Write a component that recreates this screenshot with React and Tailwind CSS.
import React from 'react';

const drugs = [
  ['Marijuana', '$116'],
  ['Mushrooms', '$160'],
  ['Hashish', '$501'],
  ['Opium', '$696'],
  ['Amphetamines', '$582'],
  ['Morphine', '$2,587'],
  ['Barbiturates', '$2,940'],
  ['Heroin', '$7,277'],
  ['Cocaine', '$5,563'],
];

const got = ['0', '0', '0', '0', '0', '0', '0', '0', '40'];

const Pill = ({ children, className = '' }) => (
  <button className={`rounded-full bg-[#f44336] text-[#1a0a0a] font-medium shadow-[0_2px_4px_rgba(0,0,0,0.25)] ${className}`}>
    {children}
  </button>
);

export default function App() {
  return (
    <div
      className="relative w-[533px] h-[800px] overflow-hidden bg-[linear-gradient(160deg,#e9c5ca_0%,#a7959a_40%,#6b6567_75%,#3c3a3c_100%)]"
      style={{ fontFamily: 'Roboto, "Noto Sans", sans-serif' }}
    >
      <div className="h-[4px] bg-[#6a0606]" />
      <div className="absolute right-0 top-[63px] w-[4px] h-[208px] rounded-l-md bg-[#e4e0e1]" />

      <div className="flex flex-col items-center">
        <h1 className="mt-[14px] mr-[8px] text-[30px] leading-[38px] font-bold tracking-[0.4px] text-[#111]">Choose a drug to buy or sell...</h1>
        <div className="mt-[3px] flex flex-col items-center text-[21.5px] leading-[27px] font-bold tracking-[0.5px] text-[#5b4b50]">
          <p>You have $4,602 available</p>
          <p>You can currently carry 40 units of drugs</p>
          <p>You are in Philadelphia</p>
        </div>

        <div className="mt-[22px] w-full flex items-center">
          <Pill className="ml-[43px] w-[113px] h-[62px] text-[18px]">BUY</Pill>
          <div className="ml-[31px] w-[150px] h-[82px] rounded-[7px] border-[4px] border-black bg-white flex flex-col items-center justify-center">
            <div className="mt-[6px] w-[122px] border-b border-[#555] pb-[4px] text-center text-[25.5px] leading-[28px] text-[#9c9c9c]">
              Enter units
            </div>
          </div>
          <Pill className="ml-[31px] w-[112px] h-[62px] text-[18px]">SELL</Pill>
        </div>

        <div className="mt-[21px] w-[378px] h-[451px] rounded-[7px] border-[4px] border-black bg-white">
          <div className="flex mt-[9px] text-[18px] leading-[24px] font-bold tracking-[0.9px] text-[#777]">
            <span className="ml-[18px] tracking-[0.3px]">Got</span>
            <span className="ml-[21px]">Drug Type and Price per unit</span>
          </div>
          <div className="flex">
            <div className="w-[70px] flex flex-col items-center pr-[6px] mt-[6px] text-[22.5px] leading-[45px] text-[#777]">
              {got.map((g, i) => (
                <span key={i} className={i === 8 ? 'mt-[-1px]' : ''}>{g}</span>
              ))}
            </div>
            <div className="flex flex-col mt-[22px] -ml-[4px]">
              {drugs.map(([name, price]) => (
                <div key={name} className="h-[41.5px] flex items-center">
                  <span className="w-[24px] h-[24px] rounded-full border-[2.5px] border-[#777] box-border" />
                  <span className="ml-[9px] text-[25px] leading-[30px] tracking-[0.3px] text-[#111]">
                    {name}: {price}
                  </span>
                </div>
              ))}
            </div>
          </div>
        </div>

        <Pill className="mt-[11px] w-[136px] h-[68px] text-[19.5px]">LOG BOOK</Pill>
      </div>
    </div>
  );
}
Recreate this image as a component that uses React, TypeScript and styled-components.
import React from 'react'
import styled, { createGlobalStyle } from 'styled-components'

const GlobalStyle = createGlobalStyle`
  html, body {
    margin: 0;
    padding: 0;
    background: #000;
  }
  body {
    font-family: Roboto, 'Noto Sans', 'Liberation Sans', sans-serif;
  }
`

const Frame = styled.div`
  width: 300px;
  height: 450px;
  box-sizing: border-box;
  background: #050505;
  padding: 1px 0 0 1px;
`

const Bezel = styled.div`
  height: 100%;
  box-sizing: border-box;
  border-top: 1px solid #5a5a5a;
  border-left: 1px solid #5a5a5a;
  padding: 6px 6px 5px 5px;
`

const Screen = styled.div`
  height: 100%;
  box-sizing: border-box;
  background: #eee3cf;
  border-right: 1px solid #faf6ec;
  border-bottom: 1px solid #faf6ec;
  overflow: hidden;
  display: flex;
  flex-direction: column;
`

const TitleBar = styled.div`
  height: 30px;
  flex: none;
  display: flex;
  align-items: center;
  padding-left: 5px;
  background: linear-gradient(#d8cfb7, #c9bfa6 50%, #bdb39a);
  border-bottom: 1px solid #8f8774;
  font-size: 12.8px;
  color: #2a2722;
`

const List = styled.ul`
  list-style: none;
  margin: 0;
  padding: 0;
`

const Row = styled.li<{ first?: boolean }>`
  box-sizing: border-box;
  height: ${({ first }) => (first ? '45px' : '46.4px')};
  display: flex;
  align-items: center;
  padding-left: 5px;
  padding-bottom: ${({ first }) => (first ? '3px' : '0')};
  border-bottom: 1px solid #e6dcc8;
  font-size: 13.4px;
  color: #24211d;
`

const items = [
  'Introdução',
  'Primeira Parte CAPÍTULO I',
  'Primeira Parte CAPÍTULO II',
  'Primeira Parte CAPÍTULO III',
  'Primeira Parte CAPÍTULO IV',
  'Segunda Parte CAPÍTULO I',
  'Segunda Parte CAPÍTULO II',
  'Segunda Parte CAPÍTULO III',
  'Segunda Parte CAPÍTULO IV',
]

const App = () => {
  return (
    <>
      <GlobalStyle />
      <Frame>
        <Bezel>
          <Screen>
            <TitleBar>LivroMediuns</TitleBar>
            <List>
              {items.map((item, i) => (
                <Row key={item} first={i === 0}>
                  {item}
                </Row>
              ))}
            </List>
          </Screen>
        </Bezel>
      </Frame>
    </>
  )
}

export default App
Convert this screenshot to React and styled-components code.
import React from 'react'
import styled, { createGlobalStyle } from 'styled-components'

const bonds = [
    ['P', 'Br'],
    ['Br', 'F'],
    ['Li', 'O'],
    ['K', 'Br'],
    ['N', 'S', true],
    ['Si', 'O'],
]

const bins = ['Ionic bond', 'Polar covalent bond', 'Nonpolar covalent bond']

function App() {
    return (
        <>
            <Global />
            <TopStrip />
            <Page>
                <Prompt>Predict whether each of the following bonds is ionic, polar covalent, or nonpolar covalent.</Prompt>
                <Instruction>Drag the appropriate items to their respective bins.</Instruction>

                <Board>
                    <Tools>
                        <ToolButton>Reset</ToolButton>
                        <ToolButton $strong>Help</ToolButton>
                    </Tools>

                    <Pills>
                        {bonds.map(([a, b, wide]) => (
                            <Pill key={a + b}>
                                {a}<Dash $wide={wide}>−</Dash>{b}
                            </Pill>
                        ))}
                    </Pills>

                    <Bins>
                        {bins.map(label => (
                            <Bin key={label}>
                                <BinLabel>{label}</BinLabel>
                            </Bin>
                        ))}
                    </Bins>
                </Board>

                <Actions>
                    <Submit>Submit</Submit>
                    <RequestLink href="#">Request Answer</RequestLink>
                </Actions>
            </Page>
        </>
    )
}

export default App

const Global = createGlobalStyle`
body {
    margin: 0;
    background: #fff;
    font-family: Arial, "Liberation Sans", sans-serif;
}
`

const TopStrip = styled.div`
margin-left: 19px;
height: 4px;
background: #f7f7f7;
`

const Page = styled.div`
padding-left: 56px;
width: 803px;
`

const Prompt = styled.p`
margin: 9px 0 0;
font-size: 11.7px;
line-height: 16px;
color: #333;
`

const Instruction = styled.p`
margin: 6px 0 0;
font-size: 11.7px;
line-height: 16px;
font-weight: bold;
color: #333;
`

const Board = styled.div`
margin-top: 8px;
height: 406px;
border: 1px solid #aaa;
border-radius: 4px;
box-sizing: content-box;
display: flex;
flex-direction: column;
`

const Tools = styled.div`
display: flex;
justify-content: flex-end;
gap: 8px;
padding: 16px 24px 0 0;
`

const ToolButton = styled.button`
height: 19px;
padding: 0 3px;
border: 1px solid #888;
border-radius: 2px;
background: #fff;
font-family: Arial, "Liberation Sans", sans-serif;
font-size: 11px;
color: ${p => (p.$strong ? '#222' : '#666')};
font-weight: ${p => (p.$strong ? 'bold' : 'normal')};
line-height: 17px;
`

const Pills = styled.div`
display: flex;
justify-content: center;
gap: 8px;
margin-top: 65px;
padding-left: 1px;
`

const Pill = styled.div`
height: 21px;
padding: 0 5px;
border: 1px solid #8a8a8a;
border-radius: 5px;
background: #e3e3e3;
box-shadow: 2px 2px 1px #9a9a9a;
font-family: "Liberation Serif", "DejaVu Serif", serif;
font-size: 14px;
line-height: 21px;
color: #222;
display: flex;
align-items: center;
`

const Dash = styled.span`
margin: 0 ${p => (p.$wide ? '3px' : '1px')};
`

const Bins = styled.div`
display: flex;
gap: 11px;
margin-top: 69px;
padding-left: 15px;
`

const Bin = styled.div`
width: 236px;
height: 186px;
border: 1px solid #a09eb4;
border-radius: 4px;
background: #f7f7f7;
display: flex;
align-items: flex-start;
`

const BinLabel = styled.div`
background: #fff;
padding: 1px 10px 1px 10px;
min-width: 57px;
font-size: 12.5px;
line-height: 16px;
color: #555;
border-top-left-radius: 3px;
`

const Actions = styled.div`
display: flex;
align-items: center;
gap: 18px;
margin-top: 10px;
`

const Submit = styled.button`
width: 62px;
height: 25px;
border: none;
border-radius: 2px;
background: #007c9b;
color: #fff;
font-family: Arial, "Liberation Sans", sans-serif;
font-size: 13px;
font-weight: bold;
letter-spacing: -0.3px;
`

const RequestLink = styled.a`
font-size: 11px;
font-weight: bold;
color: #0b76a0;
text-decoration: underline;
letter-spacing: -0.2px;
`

•••••

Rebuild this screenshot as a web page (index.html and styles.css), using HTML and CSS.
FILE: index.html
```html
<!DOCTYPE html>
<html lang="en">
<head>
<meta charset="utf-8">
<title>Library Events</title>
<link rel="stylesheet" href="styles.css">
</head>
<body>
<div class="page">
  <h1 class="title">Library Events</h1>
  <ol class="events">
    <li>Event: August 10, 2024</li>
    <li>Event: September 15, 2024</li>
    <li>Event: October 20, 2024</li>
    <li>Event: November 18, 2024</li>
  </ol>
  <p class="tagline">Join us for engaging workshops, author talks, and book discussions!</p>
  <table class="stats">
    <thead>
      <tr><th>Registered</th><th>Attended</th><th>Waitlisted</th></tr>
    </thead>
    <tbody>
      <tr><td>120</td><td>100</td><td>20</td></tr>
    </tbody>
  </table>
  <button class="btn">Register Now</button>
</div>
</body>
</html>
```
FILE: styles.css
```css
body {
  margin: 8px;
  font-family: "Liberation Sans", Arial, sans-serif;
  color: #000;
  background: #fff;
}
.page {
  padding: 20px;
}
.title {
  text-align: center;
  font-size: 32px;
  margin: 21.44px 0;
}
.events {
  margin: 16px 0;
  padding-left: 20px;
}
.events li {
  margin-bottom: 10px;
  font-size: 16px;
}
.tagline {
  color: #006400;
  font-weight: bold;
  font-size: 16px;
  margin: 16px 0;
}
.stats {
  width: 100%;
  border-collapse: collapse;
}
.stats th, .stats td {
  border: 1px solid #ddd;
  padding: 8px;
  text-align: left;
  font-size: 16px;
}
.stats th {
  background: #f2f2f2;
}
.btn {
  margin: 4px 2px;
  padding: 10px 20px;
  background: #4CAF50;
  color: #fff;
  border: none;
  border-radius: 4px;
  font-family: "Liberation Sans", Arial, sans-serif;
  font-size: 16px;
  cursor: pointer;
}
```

•••••

*WHAT IS ASKED*. Find every line that has "components" in it, then return those lines.

*WRITTEN RESPONSE*.
Recreate this image as a component that uses React, TypeScript and styled-components.
import styled, { createGlobalStyle } from 'styled-components'
Convert this screenshot to React and styled-components code.
import styled, { createGlobalStyle } from 'styled-components'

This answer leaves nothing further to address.